- _EXERCISE OBJECTIVE_
Find the lines below that contain the string "Tailwind". Copy each one.

- _RECORDS SUPPLIED_

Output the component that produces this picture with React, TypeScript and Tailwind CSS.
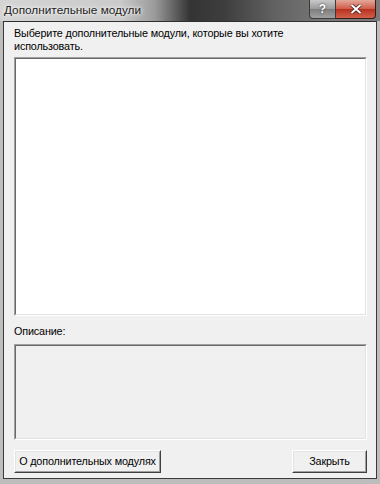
export default function App() {
  return (
    <div
      className="w-[380px] h-[484px] flex flex-col bg-[#bdbdbd] overflow-hidden"
      style={{ fontFamily: '"Liberation Sans", Arial, sans-serif' }}
    >
      {/* Title bar */}
      <div className="relative h-[21px] shrink-0 flex items-center bg-[linear-gradient(90deg,#d4d4d4_0px,#cacaca_120px,#9a9a9a_155px,#343434_190px,#3e3e3e_225px,#626262_275px,#7a7a7a_330px,#7a7a7a_380px)]">
        <span className="pl-[4px] text-[11.8px] text-[#1c1c1c] [text-shadow:0_0_6px_#fff,0_0_3px_#fff]">
          Дополнительные модули
        </span>
        <div className="absolute right-[4px] top-0 flex h-[19px]">
          <div className="w-[27px] h-full rounded-bl-[4px] border border-t-0 border-[#3a3a3a] bg-[linear-gradient(180deg,#c8c8c8,#9a9a9a_50%,#7d7d7d_51%,#a0a0a0)] flex items-center justify-center text-[12px] font-bold text-white [text-shadow:0_0_2px_#222]">
            ?
          </div>
          <div className="w-[40px] h-full rounded-br-[4px] border border-l-0 border-t-0 border-[#3a1a16] bg-[linear-gradient(180deg,#e3a89a,#cf5a48_50%,#b83120_51%,#d0604a)] flex items-center justify-center">
            <svg width="12" height="10" viewBox="0 0 12 10">
              <path d="M1.5 1 L10.5 9 M10.5 1 L1.5 9" stroke="#3a1a16" strokeWidth="3.4" />
              <path d="M1.5 1 L10.5 9 M10.5 1 L1.5 9" stroke="#fff" strokeWidth="2" />
            </svg>
          </div>
        </div>
      </div>
      <div className="h-px bg-[#2e2e2e] shrink-0 mx-[3px]" />

      {/* Client area */}
      <div className="flex-1 mx-[3px] mb-[5px] border-x border-b border-[#3a3a3a] bg-[#f0f0f0] flex flex-col pl-[10px] pr-[9px] text-[10.8px] tracking-[-0.15px] leading-[13px] text-black">
        <p className="mt-[5px] pr-[70px]">Выберите дополнительные модули, которые вы хотите использовать.</p>
        <div className="mt-[4px] h-[259px] border border-t-[#a0a0a0] border-l-[#a0a0a0] border-b-[#fff] border-r-[#fff]">
          <div className="h-full border border-t-[#696969] border-l-[#696969] border-b-[#e3e3e3] border-r-[#e3e3e3] bg-white" />
        </div>
        <p className="mt-[9px]">Описание:</p>
        <div className="mt-[6px] h-[96px] border border-t-[#a0a0a0] border-l-[#a0a0a0] border-b-[#fff] border-r-[#fff]">
          <div className="h-full border border-t-[#696969] border-l-[#696969] border-b-[#e3e3e3] border-r-[#e3e3e3] bg-[#f0f0f0]" />
        </div>
        <div className="mt-[10px] flex justify-between">
          <button className="h-[23px] w-[147px] border border-t-[#fff] border-l-[#fff] border-b-[#404040] border-r-[#404040] bg-[#f0f0f0] whitespace-nowrap">
            <span className="block h-full border border-t-[#e3e3e3] border-l-[#e3e3e3] border-b-[#a0a0a0] border-r-[#a0a0a0] leading-[19px]">
              О дополнительных модулях
            </span>
          </button>
          <button className="h-[23px] w-[75px] border border-t-[#fff] border-l-[#fff] border-b-[#404040] border-r-[#404040] bg-[#f0f0f0] whitespace-nowrap">
            <span className="block h-full border border-t-[#e3e3e3] border-l-[#e3e3e3] border-b-[#a0a0a0] border-r-[#a0a0a0] leading-[19px]">
              Закрыть
            </span>
          </button>
        </div>
      </div>
    </div>
  );
}
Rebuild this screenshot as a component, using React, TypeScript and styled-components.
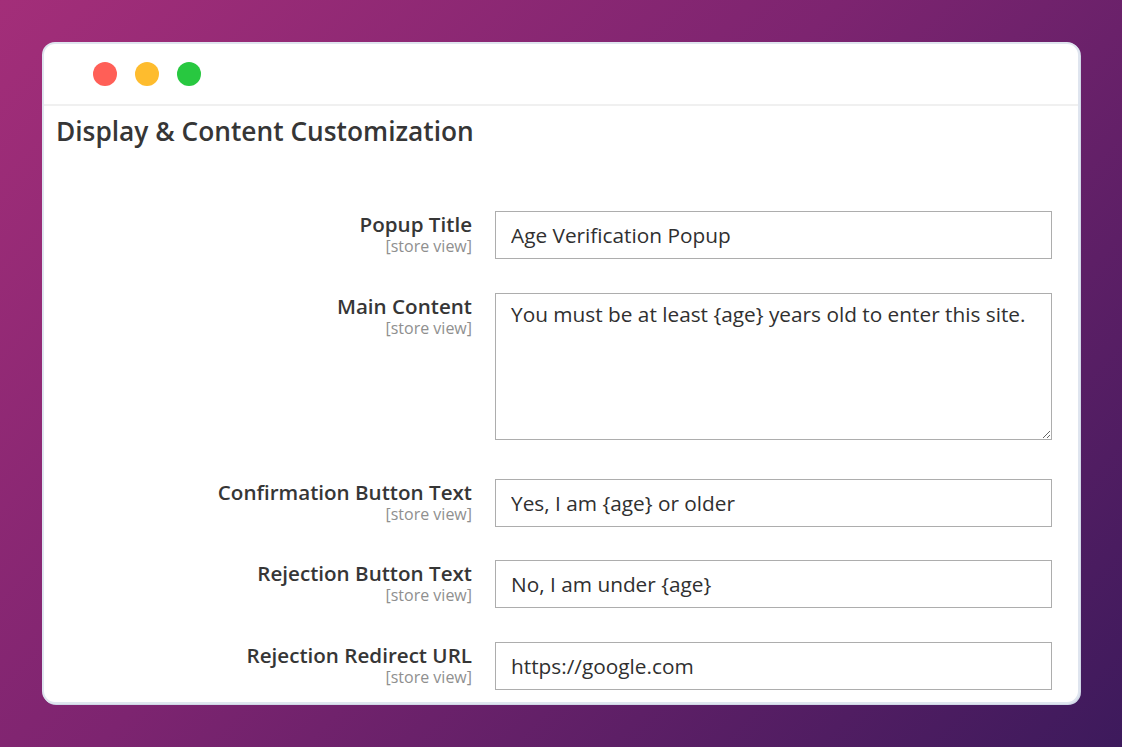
import React from 'react'
import styled, { createGlobalStyle } from 'styled-components'

const GlobalStyle = createGlobalStyle`
  html, body {
    margin: 0;
    padding: 0;
  }

  body {
    width: 1122px;
    height: 747px;
    overflow: hidden;
    background: linear-gradient(135deg, #a32e79 0%, #7d2470 45%, #3d1a5c 100%);
    font-family: 'Open Sans', 'Liberation Sans', sans-serif;
  }
`

interface Field {
  label: string
  value: string
  multiline?: boolean
}

const fields: Field[] = [
  { label: 'Popup Title', value: 'Age Verification Popup' },
  {
    label: 'Main Content',
    value: 'You must be at least {age} years old to enter this site.',
    multiline: true,
  },
  { label: 'Confirmation Button Text', value: 'Yes, I am {age} or older' },
  { label: 'Rejection Button Text', value: 'No, I am under {age}' },
  { label: 'Rejection Redirect URL', value: 'https://google.com' },
]

export default function App(): JSX.Element {
  return (
    <>
      <GlobalStyle />
      <Page>
        <Window>
          <TitleBar>
            <Dot color="#ff5f57" />
            <Dot color="#febc2e" />
            <Dot color="#28c840" />
          </TitleBar>
          <Section>
            <Heading>Display &amp; Content Customization</Heading>
            <Form>
              {fields.map((f) => (
                <Row key={f.label} tall={f.multiline}>
                  <Label>
                    <LabelText>{f.label}</LabelText>
                    <Scope>[store view]</Scope>
                  </Label>
                  {f.multiline ? (
                    <TextArea defaultValue={f.value} readOnly />
                  ) : (
                    <Input defaultValue={f.value} readOnly />
                  )}
                </Row>
              ))}
            </Form>
          </Section>
        </Window>
      </Page>
    </>
  )
}

const Page = styled.div`
  padding: 42px 0 0 42px;
`

const Window = styled.div`
  width: 1034px;
  height: 658px;
  background: #ffffff;
  border: 2px solid #dfe5ef;
  border-radius: 13px;
  box-shadow: 1px 1px 0 #cfd7e6;
  overflow: hidden;
`

const TitleBar = styled.div`
  display: flex;
  align-items: center;
  gap: 18px;
  height: 60px;
  padding-left: 49px;
  border-bottom: 2px solid #f0f0f0;
`

const Dot = styled.span<{ color: string }>`
  width: 24px;
  height: 24px;
  border-radius: 50%;
  background: ${(props) => props.color};
`

const Section = styled.div`
  padding: 9px 26px 0 12px;
`

const Heading = styled.h2`
  margin: 0;
  font-size: 26.3px;
  font-weight: 600;
  line-height: 33px;
  color: #363636;
`

const Form = styled.div`
  display: flex;
  flex-direction: column;
  margin-top: 63px;
`

const Row = styled.div<{ tall?: boolean }>`
  display: grid;
  grid-template-columns: 416px 557px;
  column-gap: 23px;
  margin-bottom: ${(props) => (props.tall ? '39px' : '33.5px')};
`

const Label = styled.div`
  display: flex;
  flex-direction: column;
  align-items: flex-end;
  padding-top: 1px;
`

const LabelText = styled.span`
  font-size: 20.6px;
  font-weight: 600;
  line-height: 25px;
  color: #363636;
`

const Scope = styled.span`
  font-size: 16px;
  line-height: 19px;
  color: #8f8f8f;
`

const Input = styled.input`
  box-sizing: border-box;
  width: 100%;
  height: 48px;
  padding: 0 15px;
  border: 1px solid #adadad;
  border-radius: 0;
  outline: none;
  font-family: 'Open Sans', 'Liberation Sans', sans-serif;
  font-size: 20.8px;
  color: #303030;
  background: #ffffff;
`

const TextArea = styled.textarea`
  box-sizing: border-box;
  width: 100%;
  height: 147px;
  padding: 6px 15px;
  border: 1px solid #adadad;
  border-radius: 0;
  outline: none;
  resize: vertical;
  font-family: 'Open Sans', 'Liberation Sans', sans-serif;
  font-size: 20.8px;
  line-height: 28px;
  color: #303030;
  background: #ffffff;
`
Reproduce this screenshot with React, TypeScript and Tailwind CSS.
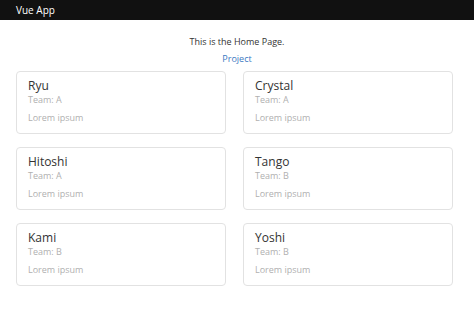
import React from "react";

const people = [
  { name: "Ryu", team: "A" },
  { name: "Crystal", team: "A" },
  { name: "Hitoshi", team: "A" },
  { name: "Tango", team: "B" },
  { name: "Kami", team: "B" },
  { name: "Yoshi", team: "B" },
];

export default function App() {
  return (
    <div className="min-h-[319px] bg-white" style={{ fontFamily: '"Open Sans", "Noto Sans", sans-serif' }}>
      <header className="h-[20px] bg-[#111111] flex items-center px-[16px]">
        <span className="text-white text-[10px] leading-none">Vue App</span>
      </header>
      <div className="flex flex-col items-center pt-[16px]">
        <p className="text-[9px] leading-[12px] text-[#333]">This is the Home Page.</p>
        <a className="text-[9px] leading-[12px] text-[#3b78c2] mt-[5px]">Project</a>
      </div>
      <div className="grid grid-cols-[210px_210px] gap-x-[17px] gap-y-[13px] pl-[16px] mt-[6px]">
        {people.map((p) => (
          <div key={p.name} className="h-[63px] border border-[#e2e2e2] rounded-[4px] pl-[11px] pt-[6px]">
            <div className="text-[12px] leading-[16px] text-[#333]">{p.name}</div>
            <div className="text-[9px] leading-[12px] text-[#b0b0b0]">Team: {p.team}</div>
            <div className="text-[9px] leading-[12px] text-[#b0b0b0] mt-[6px]">Lorem ipsum</div>
          </div>
        ))}
      </div>
    </div>
  );
}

- _COMPLETED EXERCISE_
Output the component that produces this picture with React, TypeScript and Tailwind CSS.
Reproduce this screenshot with React, TypeScript and Tailwind CSS.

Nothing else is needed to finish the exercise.